We got scooped up in a van by a third friend and finally got to take a guided tour of the NJ freeways. The buff squad had been out pretty recently painting out a few spots and a local toy had been dissing a lot of shit begging for an ass whopping but shit was still running hard. Heavy hitters had multiple production caliber pieces and a ridiculous amount of fill-ins so we just kicked back and enjoyed the expanse of multicolored concrete for miles and miles, cruising back and forth on the freeway until it started to get dark.
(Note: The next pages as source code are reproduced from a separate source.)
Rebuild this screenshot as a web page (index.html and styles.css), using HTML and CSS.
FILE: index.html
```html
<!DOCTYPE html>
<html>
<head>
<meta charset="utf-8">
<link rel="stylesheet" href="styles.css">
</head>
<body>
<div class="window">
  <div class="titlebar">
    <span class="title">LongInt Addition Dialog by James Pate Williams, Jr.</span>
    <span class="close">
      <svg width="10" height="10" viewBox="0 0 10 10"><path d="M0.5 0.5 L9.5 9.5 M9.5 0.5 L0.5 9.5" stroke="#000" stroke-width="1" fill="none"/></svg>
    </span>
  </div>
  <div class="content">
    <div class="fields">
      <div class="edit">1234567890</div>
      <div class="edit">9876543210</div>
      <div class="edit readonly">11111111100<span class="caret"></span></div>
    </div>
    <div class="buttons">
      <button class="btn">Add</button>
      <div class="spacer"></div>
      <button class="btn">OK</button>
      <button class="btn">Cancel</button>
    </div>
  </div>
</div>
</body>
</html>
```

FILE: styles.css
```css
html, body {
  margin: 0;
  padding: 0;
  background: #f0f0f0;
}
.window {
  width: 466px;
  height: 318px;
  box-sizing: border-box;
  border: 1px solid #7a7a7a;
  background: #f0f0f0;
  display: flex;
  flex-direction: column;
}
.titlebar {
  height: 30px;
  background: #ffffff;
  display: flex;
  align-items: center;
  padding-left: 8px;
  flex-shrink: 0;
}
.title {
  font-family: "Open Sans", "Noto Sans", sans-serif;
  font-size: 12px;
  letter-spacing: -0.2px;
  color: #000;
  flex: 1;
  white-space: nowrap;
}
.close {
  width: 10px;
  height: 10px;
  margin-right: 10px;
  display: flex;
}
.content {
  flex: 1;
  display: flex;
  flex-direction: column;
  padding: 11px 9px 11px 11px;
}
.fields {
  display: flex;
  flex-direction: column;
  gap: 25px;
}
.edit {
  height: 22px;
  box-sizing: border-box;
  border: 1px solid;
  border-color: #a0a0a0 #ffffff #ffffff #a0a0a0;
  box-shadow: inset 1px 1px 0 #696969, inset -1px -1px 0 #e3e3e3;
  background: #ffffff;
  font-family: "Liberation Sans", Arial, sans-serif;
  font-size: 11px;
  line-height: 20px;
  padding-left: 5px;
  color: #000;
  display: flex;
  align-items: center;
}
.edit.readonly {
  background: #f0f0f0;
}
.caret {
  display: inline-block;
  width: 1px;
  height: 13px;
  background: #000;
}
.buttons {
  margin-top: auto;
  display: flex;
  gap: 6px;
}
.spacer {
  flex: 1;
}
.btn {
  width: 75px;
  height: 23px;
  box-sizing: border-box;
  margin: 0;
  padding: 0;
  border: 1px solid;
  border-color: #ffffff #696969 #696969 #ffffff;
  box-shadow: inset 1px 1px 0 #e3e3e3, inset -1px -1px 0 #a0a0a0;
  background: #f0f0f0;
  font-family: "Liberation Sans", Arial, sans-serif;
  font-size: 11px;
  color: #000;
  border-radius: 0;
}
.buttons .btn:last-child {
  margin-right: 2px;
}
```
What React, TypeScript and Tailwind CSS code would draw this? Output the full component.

Of course it wouldn’t make sense to make the pilgrimage all the way out there without piecing the infamous highways so we decided to post up for a couple of hours until it was chill enough to hit the streets again loaded up with backpacks of paint . We went back to the friends and posted up eating some organic food and listening to his pops talk about making colloidal silver. The spot that we were going to rock was a virgin spot off of the 287 (I believe). I had a hard time keeping track of all the numbers as the massive stretches of highway blew by. Our spot was hella cutty and we didn’t even watch the main freeway but only got down as cars merged on the freeway via the road inches away from us. I had to yank down a shit load of vines and brambles to clear off my spot. We rocked it on some James Bond type shit in two sets of two and when I was painting only one cop passed by us and but we had to duck twenty or thirty times. After that we fucked around and did some fill-ins but it was getting late.
We’d missed the last train back but luckily the homie did us a solid by letting us crash in his beer can littered attic and even gave us a ride back to the station in the morning. Feeling really haggard the next morning and the fact of having to seek gainful employment to acquire money to eat looming over my head I was happy about my decision to impart my minuscule piece to their momentous destruction.